The 1887 Building has gone through many changes over the past 127 years but has stood the test of time, as have its companions the County Courthouse/Town Hall built in 1829, St. John’s Episcopal Church built in 1837 and the County Clerk’s Office built in 1858.

Town Hall

Until 1868, the Cattaraugus County Courthouse in Ellicottville served the judicial and governmental needs of the people of Cattaraugus County. The original squared log structure built in 1818 included the first-floor jail and above it, the courts. It burned in 1829 and was replaced by the brick building seen today. At that time, the County Jail was moved across the street to where the post office now stands. Another fire in 1969 did not destroy the entire building so that it could be rebuilt to its previous appearance.

After the county seat was moved to Little Valley in 1868, the building became the Ellicottville Town Hall. A stage was built in the old courtroom on the second floor. That room was then commonly called the Opera House or Academy of Music, which meant that it became the place for lectures, plays and various kinds of entertainment and meetings of organizations.

In 1947, the upstairs was remodeled to accommodate some of the classes of the school district. In the early ‘80s, it was remodeled again to take up the business of the town. The Village Gazebo was built in 1983 to be used for community gatherings, and social and cultural events.  Once a week in the summer, a band or entertainer uses the gazebo as their stage. Weddings and other ceremonies and festivals are held here. It truly is, as Ellicott intended, a place for people to gather.

Ellicottville Historical Museum

The County Clerk’s Office was not built until 1858. After the County Seat was moved to Little Valley in 1868, it served a variety of purposes such as a church, millinery shop, bank, post office, fire department, schoolroom, library and currently museum. As the town’s museum, it is run by the all-volunteer Ellicottville Historical Society, with new exhibits designed and created by the society every two months.

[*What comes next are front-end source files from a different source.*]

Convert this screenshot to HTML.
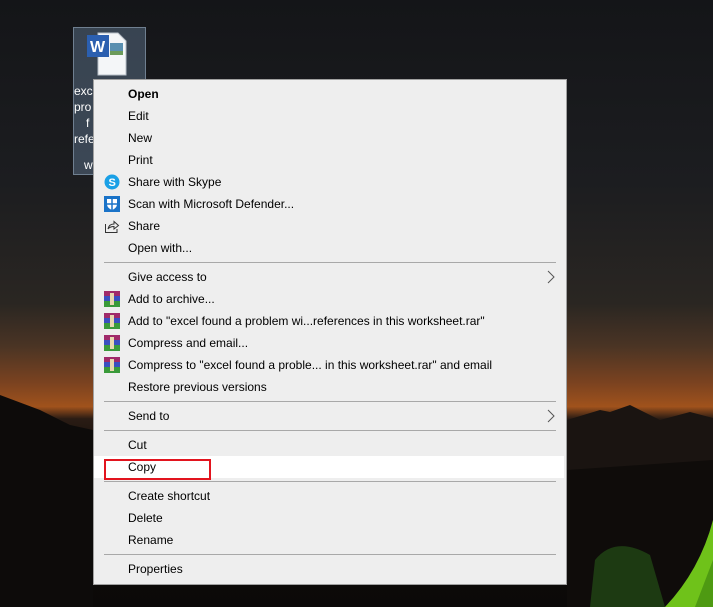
<!DOCTYPE html>
<html><head><meta charset="utf-8"><style>
*{margin:0;padding:0;box-sizing:border-box}
body{width:713px;height:607px;overflow:hidden;position:relative;font-family:"Liberation Sans",sans-serif;
background:linear-gradient(180deg,#141518 0%,#1c1d20 30%,#2a2622 50%,#4a3424 57%,#7a4220 63%,#a0521c 67%,#2a1c14 69%,#120d0b 75%,#0b0908 100%);}
.mtn{position:absolute;left:0;top:0}
.sel{position:absolute;left:73px;top:27px;width:73px;height:148px;background:rgba(100,125,150,.45);border:1px solid #6f7f90}
.lbl{position:absolute;left:74px;color:#fff;font-size:12px;line-height:16px}
.menu{position:absolute;left:93px;top:79px;width:474px;height:506px;background:#eeeeee;border:1px solid #a0a0a0}
.it{position:absolute;left:34px;font-size:12px;color:#000;line-height:16px}
.sep{position:absolute;left:10px;width:452px;height:1px;background:#a8a8a8}
.ic{position:absolute;left:10px;width:16px;height:16px}
.arr{position:absolute;left:453px;width:8px;height:14px}
</style></head><body>
<svg class="mtn" width="713" height="607">
<path d="M0 395 L40 410 L70 425 L93 430 L93 607 L0 607Z" fill="#0d0b0a"/>
<path d="M567 420 L600 410 L610 412 L630 405 L660 420 L690 412 L713 418 L713 607 L567 607Z" fill="#1a1411"/>
<path d="M567 470 L713 460 L713 607 L567 607Z" fill="#0f0c0a"/>
<path d="M595 560 Q615 535 650 555 L665 607 L590 607Z" fill="#1d3a12"/>
<path d="M713 520 L713 607 L665 607 Q700 570 713 520Z" fill="#6fc21a"/>
<path d="M713 560 L713 607 L695 607Z" fill="#4e9a12"/>
</svg>
<div class="sel"></div>
<svg style="position:absolute;left:84px;top:31px" width="46" height="46">
<path d="M14 2 H34 L42 10 V44 H14Z" fill="#f4f6f8" stroke="#b8c0c8"/>
<rect x="26" y="12" width="13" height="12" fill="#5a8fb0"/><rect x="26" y="20" width="13" height="4" fill="#6b9a5a"/>
<rect x="3" y="4" width="22" height="22" fill="#2b5fb0"/>
<text x="6" y="21" font-family="Liberation Sans" font-weight="bold" font-size="16" fill="#fff">W</text>
</svg>
<div class="lbl" style="top:83px">exc</div>
<div class="lbl" style="top:99px">pro</div>
<div class="lbl" style="top:115px;left:86px">f</div>
<div class="lbl" style="top:131px">refe</div>
<div class="lbl" style="top:157px;left:84px">w</div>
<div class="menu">
<div class="it" style="top:6px;font-weight:bold">Open</div>
<div class="it" style="top:28px">Edit</div>
<div class="it" style="top:50px">New</div>
<div class="it" style="top:72px">Print</div>
<svg class="ic" style="top:94px" viewBox="0 0 16 16"><circle cx="8" cy="8" r="7.5" fill="#1aa0e6"/><text x="4.5" y="12" font-size="11" font-weight="bold" fill="#fff" font-family="Liberation Sans">S</text></svg>
<div class="it" style="top:94px">Share with Skype</div>
<svg class="ic" style="top:116px" viewBox="0 0 16 16"><rect width="16" height="16" fill="#1a73c8"/><path d="M3 3H13V8Q13 12 8 14Q3 12 3 8Z" fill="#fff"/><path d="M8 3V14M3 8H13" stroke="#1a73c8" stroke-width="1.5"/></svg>
<div class="it" style="top:116px">Scan with Microsoft Defender...</div>
<svg class="ic" style="top:138px" viewBox="0 0 16 16" fill="none" stroke="#333"><path d="M1.5 6V14.5H13V11"/><path d="M4 11Q5 6 10 6V3.5L14.5 7.5L10 11V8.5Q6 8.5 4 11Z"/></svg>
<div class="it" style="top:138px">Share</div>
<div class="it" style="top:160px">Open with...</div>
<div class="sep" style="top:182px"></div>
<div class="it" style="top:189px">Give access to</div><svg class="arr" style="top:190px" viewBox="0 0 8 14"><path d="M1 1L7 7L1 13" fill="none" stroke="#555"/></svg>
<svg class="ic" style="top:211px" viewBox="0 0 16 16"><rect x="0" y="0" width="16" height="5" fill="#a02a6a"/><rect x="0" y="5" width="16" height="5" fill="#3a4fc0"/><rect x="0" y="10" width="16" height="6" fill="#3a9a3a"/><rect x="6" y="2" width="4" height="12" fill="#e8d8b0"/></svg>
<div class="it" style="top:211px">Add to archive...</div>
<svg class="ic" style="top:233px" viewBox="0 0 16 16"><rect x="0" y="0" width="16" height="5" fill="#a02a6a"/><rect x="0" y="5" width="16" height="5" fill="#3a4fc0"/><rect x="0" y="10" width="16" height="6" fill="#3a9a3a"/><rect x="6" y="2" width="4" height="12" fill="#e8d8b0"/></svg>
<div class="it" style="top:233px">Add to "excel found a problem wi...references in this worksheet.rar"</div>
<svg class="ic" style="top:255px" viewBox="0 0 16 16"><rect x="0" y="0" width="16" height="5" fill="#a02a6a"/><rect x="0" y="5" width="16" height="5" fill="#3a4fc0"/><rect x="0" y="10" width="16" height="6" fill="#3a9a3a"/><rect x="6" y="2" width="4" height="12" fill="#e8d8b0"/></svg>
<div class="it" style="top:255px">Compress and email...</div>
<svg class="ic" style="top:277px" viewBox="0 0 16 16"><rect x="0" y="0" width="16" height="5" fill="#a02a6a"/><rect x="0" y="5" width="16" height="5" fill="#3a4fc0"/><rect x="0" y="10" width="16" height="6" fill="#3a9a3a"/><rect x="6" y="2" width="4" height="12" fill="#e8d8b0"/></svg>
<div class="it" style="top:277px">Compress to "excel found a proble... in this worksheet.rar" and email</div>
<div class="it" style="top:299px">Restore previous versions</div>
<div class="sep" style="top:321px"></div>
<div class="it" style="top:328px">Send to</div><svg class="arr" style="top:329px" viewBox="0 0 8 14"><path d="M1 1L7 7L1 13" fill="none" stroke="#555"/></svg>
<div class="sep" style="top:350px"></div>
<div class="it" style="top:357px">Cut</div>
<div style="position:absolute;left:0;top:376px;width:470px;height:22px;background:#fff"></div>
<div style="position:absolute;left:10px;top:379px;width:107px;height:21px;border:2px solid #e2141e"></div>
<div class="it" style="top:379px">Copy</div>
<div class="sep" style="top:401px"></div>
<div class="it" style="top:408px">Create shortcut</div>
<div class="it" style="top:430px">Delete</div>
<div class="it" style="top:452px">Rename</div>
<div class="sep" style="top:474px"></div>
<div class="it" style="top:481px">Properties</div>
</div>
</body></html>
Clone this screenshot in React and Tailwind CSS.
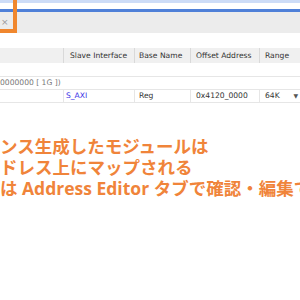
export default function App() {
  const ui = { fontFamily: '"DejaVu Sans", sans-serif' };
  const jp = { fontFamily: '"Open Sans", "Noto Sans CJK JP", sans-serif' };
  return (
    <div className="relative w-[300px] h-[300px] overflow-hidden bg-white" style={ui}>
      {/* top window bands */}
      <div className="h-[3px] bg-[#cddcf7]" />
      <div className="h-[6px] bg-white" />
      <div className="h-[3px] bg-[#4f80d8]" />
      <div className="h-[21px] bg-[#ececec] flex items-center pl-[1px]">
        <span className="text-[9px] leading-none text-[#9a9a9a]">×</span>
      </div>
      <div className="h-[15px]" />
      {/* table header */}
      <div className="grid grid-cols-[64px_71px_56px_69px_40px] h-[15px] bg-[#f0f0f0] text-[7.6px] text-[#333] leading-[15px]">
        <div className="border-r border-[#d9d9d9]" />
        <div className="border-r border-[#d9d9d9] pl-[6px] whitespace-nowrap">Slave Interface</div>
        <div className="border-r border-[#d9d9d9] pl-[4px] whitespace-nowrap">Base Name</div>
        <div className="border-r border-[#d9d9d9] pl-[5px] whitespace-nowrap">Offset Address</div>
        <div className="pl-[5px] whitespace-nowrap">Range</div>
      </div>
      <div className="h-[14px] border-b border-[#e6e6e6]" />
      <div className="h-[13px] border-b border-[#e6e6e6] text-[7.6px] text-[#777] leading-[12px] whitespace-nowrap">
        0000000 [ 1G ])
      </div>
      <div className="grid grid-cols-[64px_71px_56px_69px_40px] h-[13px] border-b border-[#e6e6e6] text-[7.6px] text-[#333] leading-[12px]">
        <div className="border-r border-[#e6e6e6]" />
        <div className="border-r border-[#e6e6e6] pl-[2px] text-[#3b33e6]">S_AXI</div>
        <div className="border-r border-[#e6e6e6] pl-[4px]">Reg</div>
        <div className="border-r border-[#e6e6e6] pl-[5px] whitespace-nowrap">0x4120_0000</div>
        <div className="pl-[5px] flex items-center justify-between pr-[2px]">
          <span>64K</span>
          <span className="text-[6px] text-[#555]">▼</span>
        </div>
      </div>
      {/* annotation text */}
      <div className="mt-[33px] text-[17.5px] leading-[21px] font-bold text-[#f0843a] whitespace-nowrap" style={jp}>
        <div>ンス生成したモジュールは</div>
        <div>ドレス上にマップされる</div>
        <div>は Address Editor タブで確認・編集できる</div>
      </div>
      {/* orange highlight box over tab */}
      <div className="absolute left-[-41px] top-[-10px] w-[58px] h-[43px] border-4 border-[#f0872e]" />
    </div>
  );
}
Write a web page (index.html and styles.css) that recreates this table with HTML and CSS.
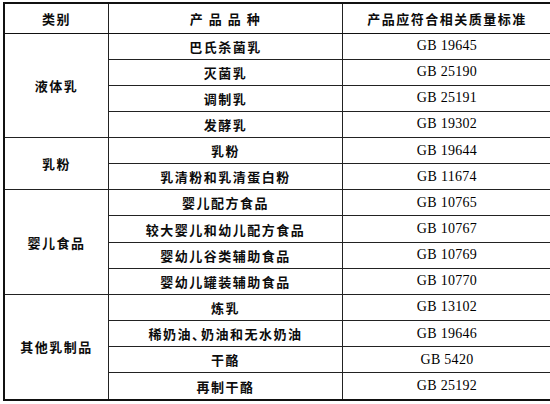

St. John’s Episcopal Church

In 1829, an Episcopal missionary referring to Ellicottville as the “Western Wastes” came here to establish St. John’s. Parishioners met at the schoolhouse and the County Courthouse until their church was built in 1837. The eyes are drawn upward by the Gothic Revival architecture of the church, which stands tall on the southwest corner of the “town square.” It has stood virtually unchanged for 177 years as a testament to the pioneers who believed in the future of Ellicottville.

Cattaraugus County was the last area in Western New York to be developed by the Holland Land Company. Joseph Ellicott held little hope that the land in the mountain wilderness of Cattaraugus County would attract settlers. But, as you can readily see, Ellicottville did attract settlers and continues to today.